As we approach the midterm elections, everyone is in a reflective mood. We are assessing how the new Administration has performed and what the future should politically hold.  Just what has the Administration of Change meant for the country? Noral participated in its own assessment with key influentials at television stations.

In the National Media Survey of Television Community Service Directors, we asked over 100 media directors what their opinions were of the impact of the Obama Administration on various social issues important to their communities.  They are, after all, the individuals most in touch with the needs of their viewers.  It’s their “job” to know what is important.  So it’s insightful to know how they feel about the Administration.

Drum roll, please……….

They overwhelmingly had a positive picture.  The highest positive rankings are for the Administration’s performance on Education, Kids, Health, and Family issues. Their lowest performance ratings were on the Economy and Veterans & Military issues.  They felt relatively no impact had been made on Arts & Theater and, sadly, Drugs & Alcohol as well.

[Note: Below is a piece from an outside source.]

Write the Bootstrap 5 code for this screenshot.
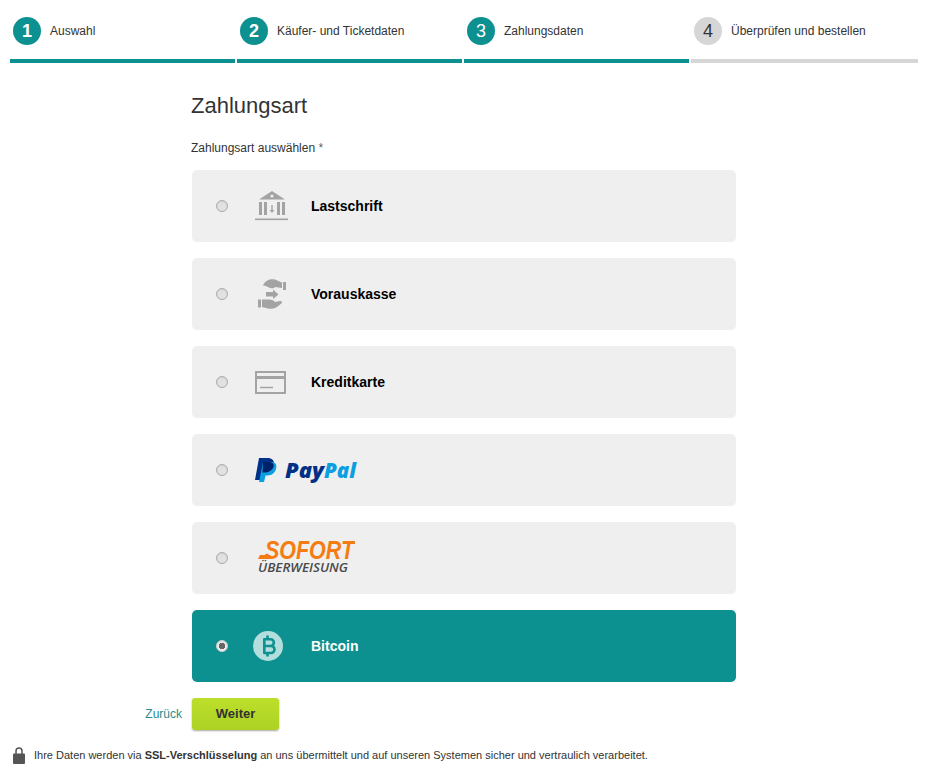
<!DOCTYPE html>
<html lang="de">
<head>
<meta charset="utf-8">
<title>Zahlungsart</title>
<link href="https://cdn.jsdelivr.net/npm/bootstrap@5.3.0/dist/css/bootstrap.min.css" rel="stylesheet">
<style>
body{font-family:"Liberation Sans",Arial,sans-serif;font-size:12px;color:#333;background:#fff;margin:0;overflow:hidden}
.page-wrap{height:784px;padding:0 10px}
.stepper{height:63px;gap:2px}
.step-item{flex:0 0 225px;height:63px;padding:17px 0 0 3px;border-bottom:4px solid #0d9190}
.step-item.step-off{flex:1 1 0;border-bottom-color:#d6d6d6}
.step-num{width:28px;height:28px;background:#0d9190;color:#fff;font-size:18px;line-height:28px;margin-right:9px}
.step-bold{font-weight:700}
.step-off .step-num{background:#d6d6d6;color:#333}
.step-name{font-size:12px;line-height:28px}
.pay-col{width:544px;margin-left:182px}
.pay-title{font-size:22px;font-weight:400;line-height:24px;margin:31px 0 0 -1px;color:#333}
.pay-label{font-size:12px;line-height:14px;margin:23px 0 15px -1px;display:block}
.pay-list{gap:16px}
.pay-opt{height:72px;background:#efefef;border-radius:5px;padding-left:24px;color:#000;font-size:14px;font-weight:700;margin:0;cursor:pointer}
.pay-opt.is-on{background:#0d9190;color:#fff}
.pay-radio.form-check-input{width:12px;height:12px;margin:0;flex:none;background-color:#e2e2e2;border:1px solid #aaa;box-shadow:inset 0 1px 2px rgba(0,0,0,.08)}
.pay-radio.form-check-input:checked{background-color:#eee;border-color:#ccc;background-image:radial-gradient(circle,#666 0,#666 3px,transparent 3.5px)}
.pay-icon{width:83px;height:72px;padding-left:27px;flex:none}
.pay-icon-btc{padding-left:25px}
.pay-icon svg{display:block;flex:none}
.logo-pp{font-family:"Open Sans","Liberation Sans",sans-serif;font-style:italic;font-weight:800;font-size:21px}
.logo-so{font-family:"Liberation Sans",sans-serif;font-style:italic;font-weight:700}
.logo-ub{font-family:"Open Sans","Liberation Sans",sans-serif;font-style:italic;font-weight:600}
.act-row{margin-top:16px}
.back-link{width:172px;margin-left:-182px;margin-right:10px;text-align:right;color:#2c8b8a;text-decoration:none;font-size:12px}
.next-btn.btn{width:87px;height:32px;padding:0;border:0;border-radius:3px;background:linear-gradient(#bcdf2b,#add224);color:#333;font-weight:700;font-size:13px;box-shadow:0 1px 2px rgba(0,0,0,.35)}
.secure-note{font-size:11px;margin:16px 0 0 3px;line-height:18px}
.secure-note svg{margin-right:9px;flex:none}
</style>
</head>
<body>
<div class="page-wrap">
  <div class="stepper d-flex">
    <div class="step-item d-flex align-items-start"><span class="step-num step-bold rounded-circle d-inline-block text-center">1</span><span class="step-name">Auswahl</span></div>
    <div class="step-item d-flex align-items-start"><span class="step-num step-bold rounded-circle d-inline-block text-center">2</span><span class="step-name">Käufer- und Ticketdaten</span></div>
    <div class="step-item d-flex align-items-start"><span class="step-num rounded-circle d-inline-block text-center">3</span><span class="step-name">Zahlungsdaten</span></div>
    <div class="step-item step-off d-flex align-items-start"><span class="step-num rounded-circle d-inline-block text-center">4</span><span class="step-name">Überprüfen und bestellen</span></div>
  </div>
  <div class="pay-col">
    <h1 class="pay-title">Zahlungsart</h1>
    <span class="pay-label">Zahlungsart auswählen <span class="text-body-secondary">*</span></span>
    <div class="pay-list d-flex flex-column">
      <label class="pay-opt d-flex align-items-center">
        <input class="form-check-input pay-radio" type="radio" name="pay">
        <span class="pay-icon d-flex align-items-center">
          <svg width="33" height="30" viewBox="0 0 33 30" fill="#a3a3a3"><path d="M17 0 L30 8.500 H4 Z"/><circle cx="17" cy="5" r="1.600" fill="#efefef"/><rect x="4" y="11" width="3" height="13"/><rect x="9" y="11" width="3" height="13"/><rect x="22" y="11" width="3" height="13"/><rect x="27" y="11" width="3" height="13"/><path d="M16.300 14h1.400v5h1.800l-2.500 3-2.500-3h1.800z"/><rect x="0" y="27.500" width="33" height="1.600"/></svg>
        </span>
        <span>Lastschrift</span>
      </label>
      <label class="pay-opt d-flex align-items-center">
        <input class="form-check-input pay-radio" type="radio" name="pay">
        <span class="pay-icon d-flex align-items-center">
          <svg width="33" height="30" viewBox="-3 0 33 30" fill="#a3a3a3"><path d="M5 6.500C7 1 13 -.5 17 .5L24 3.500V9L17 8C16 10 12 9.500 9 7.500C8 7 6 6.500 5 6.500Z"/><rect x="25" y="3" width="3" height="8"/><path d="M8 13h7V10.500l5.500 5-5.500 4.500V17.500H8z"/><rect x="0" y="20.500" width="3" height="8"/><path d="M4 20.500h7c3 0 5 1 6 2.500l5-1c2.500 0 2.500 2 0 3.500-3 3.500-8 5-12 4L4 28z"/></svg>
        </span>
        <span>Vorauskasse</span>
      </label>
      <label class="pay-opt d-flex align-items-center">
        <input class="form-check-input pay-radio" type="radio" name="pay">
        <span class="pay-icon d-flex align-items-center">
          <svg width="31" height="23" viewBox="0 0 31 23" fill="none" stroke="#a3a3a3" stroke-width="2"><rect x="1" y="1" width="29" height="21"/><path d="M1 6.500H30" stroke-width="3"/><path d="M5 16.500H18" stroke-width="1.500"/></svg>
        </span>
        <span>Kreditkarte</span>
      </label>
      <label class="pay-opt d-flex align-items-center">
        <input class="form-check-input pay-radio" type="radio" name="pay">
        <span class="pay-icon d-flex align-items-center">
          <svg width="102" height="26" viewBox="0 0 102 26"><path d="M4 1h8.500c4.500 0 7 2.200 6.300 6.500-.8 5-4.500 8-9 8H7.500L6 23H0Z" fill="#013088"/><path d="M8 5h8c4 0 6 2 5.200 6-.8 4.800-4.500 7.500-8.700 7.500H10.500L9 25H4Z" fill="#0c9fe0"/><path d="M8 5h6.500c4 0 4.500 3 4 5-1.500 3.500-5 5.500-9 5.500H7.500Z" fill="#012169"/><text x="30" y="21" class="logo-pp" fill="#013088" textLength="39" lengthAdjust="spacingAndGlyphs">Pay</text><text x="69" y="21" class="logo-pp" fill="#0c9fe0" textLength="32" lengthAdjust="spacingAndGlyphs">Pal</text></svg>
        </span>
        <span></span>
      </label>
      <label class="pay-opt d-flex align-items-center">
        <input class="form-check-input pay-radio" type="radio" name="pay">
        <span class="pay-icon d-flex align-items-center">
          <svg width="100" height="44" viewBox="0 -5 100 44"><path d="M3 18h11l2-4H5z" fill="#f47c13"/><text x="10" y="18" class="logo-so" font-size="25" fill="#f47c13" textLength="89" lengthAdjust="spacingAndGlyphs">SOFORT</text><text x="3" y="30.500" class="logo-ub" font-size="12" fill="#4a4a4a" textLength="90" lengthAdjust="spacingAndGlyphs">ÜBERWEISUNG</text></svg>
        </span>
        <span></span>
      </label>
      <label class="pay-opt is-on d-flex align-items-center">
        <input class="form-check-input pay-radio" type="radio" name="pay" checked>
        <span class="pay-icon pay-icon-btc d-flex align-items-center">
          <svg width="30" height="30" viewBox="0 0 30 30"><circle cx="15" cy="15" r="15" fill="#b4dedd"/><path d="M11.300 8.300H17.500a3.300 3.300 0 0 1 0 6.700H11.300ZM11.300 15H18a3.500 3.500 0 0 1 0 7H11.300Z" fill="none" stroke="#0d9190" stroke-width="2.600" stroke-linejoin="round"/><path d="M14.500 4.500v3.500M14.500 22v3.500" stroke="#0d9190" stroke-width="2.600"/></svg>
        </span>
        <span>Bitcoin</span>
      </label>
    </div>
    <div class="act-row d-flex align-items-center">
      <a class="back-link" href="#">Zurück</a>
      <button class="btn next-btn" type="button">Weiter</button>
    </div>
  </div>
  <div class="secure-note d-flex align-items-center">
    <svg width="12" height="17" viewBox="0 0 12 17"><path d="M3 7V4a3 3 0 0 1 6 0v3" fill="none" stroke="#555" stroke-width="1.500"/><rect x="0" y="6.500" width="12" height="10.500" rx="1" fill="#555"/></svg>
    <span>Ihre Daten werden via <b>SSL-Verschlüsselung</b> an uns übermittelt und auf unseren Systemen sicher und vertraulich verarbeitet.</span>
  </div>
</div>
</body>
</html>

Health ratings were especially interesting in that they ran both hot and cold among media directors.  The Health issue got some of the most positive ratings but also some clear negative results.  One can only surmise this is a residual from the complicated, protracted and divisive health care reform debate.

Comparable to Health, the Environment and Energy Conservation got hit with some negative evaluations.  Given that the survey ran congruently to this country’s worst environmental nightmare, the Gulf oil spill, it’s probably no wonder.  The spill may not be the “fault” of the Administration, but again, our media directors didn’t feel that warmly about the Administration with regard to the environment, nonetheless.

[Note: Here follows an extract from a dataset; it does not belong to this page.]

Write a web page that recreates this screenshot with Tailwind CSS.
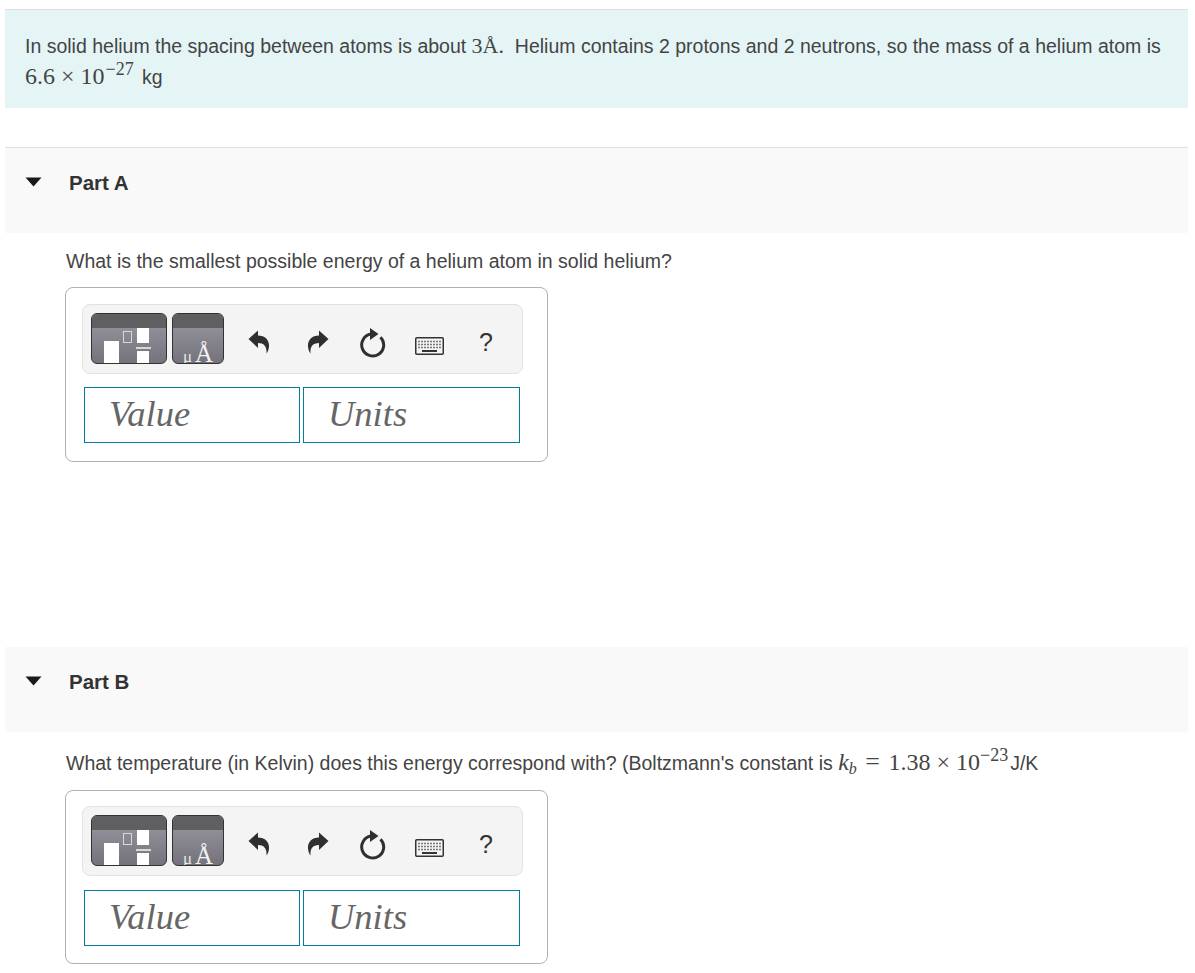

One final note: There was an interesting correlation between media directors’ perceptions of the issues their stations should support, from a public service standpoint, and the Administration’s impact on the issues.  Perhaps no better testimony to the Administration’s impact may be that the media rate their stations’ most important issues directly in line with the issues the Administration has most impacted.  Can one conclude that the Administration has successfully impacted the media perception of issue relevance?

I leave the reader to draw their own conclusion.  After all, it is a democracy!   Let’s all be sure to go to the polls, to make our own individual assessments count.

Lessons from Green Marketing for PSA’s

Wednesday, August 25th, 2010

Frito-Lay’s SunChips green branding campaign was an award winner again this month, adding Warc’s prize for Ideas and Evidence in marketing to its war chest of win’s. It’s not surprising.  It took green marketing to a whole new level of excellence.

They started with a remarkable capital investment in making their product in a more environmentally friendly way.  They added a 50-acre — that’s right, acre — solar plant to their factory so that SunChips could be made with solar energy.  That was followed with the launch of the industry’s first compostable packaging.

Most of us would think that level of clear, purposeful commitment to sustainability would be enough to make SunChips an instant market success. But not so fast.

This was all happening in a recession.  And as the director of The Futures Company, Fran Walton, has noted, “the inconvenient truth has gone to the background…as consumers turn away from fears about the future of the planet and towards more everyday, domestic worries.”  Manufacturing and packaging innovations are removed from the more “me and my world” issues driving consumers’ purchase decisions. The innovations had to be made relevant for people.

They achieved this by making the innovations “tangible” with some very unique creative executions; utilizing “solar power” in a newspaper ad that had to be held to the light to read it completely, or showing a time-lapsed video of the decomposing bag in a tv advertisement; and by leveraging two important best-practice learnings in the campaign messaging:

1) A healthy purchase (or action) equates to a healthy consumer, a healthy family, a healthy home, and a healthy planet. People increasingly understand and appreciate that a product can be good for them and good for the planet too.  Their definition of “health” has expanded.

2) Value, even in a recession, isn’t based on price alone. Consumers get value also from buying products (or taking actions) that align with things that are important to them; things they believe in. Marketers can add value by aligning with strongly held core values and beliefs common to a target audience.

We believe these learnings apply to social marketing as well as brand marketing.  Instead of encouraging the purchase of a product like SunChips, social marketers provide motivation for difficult behavior change.  In environmental campaigns, for example, that could mean aligning the health of you and your family to environmentally friendly behavior and action.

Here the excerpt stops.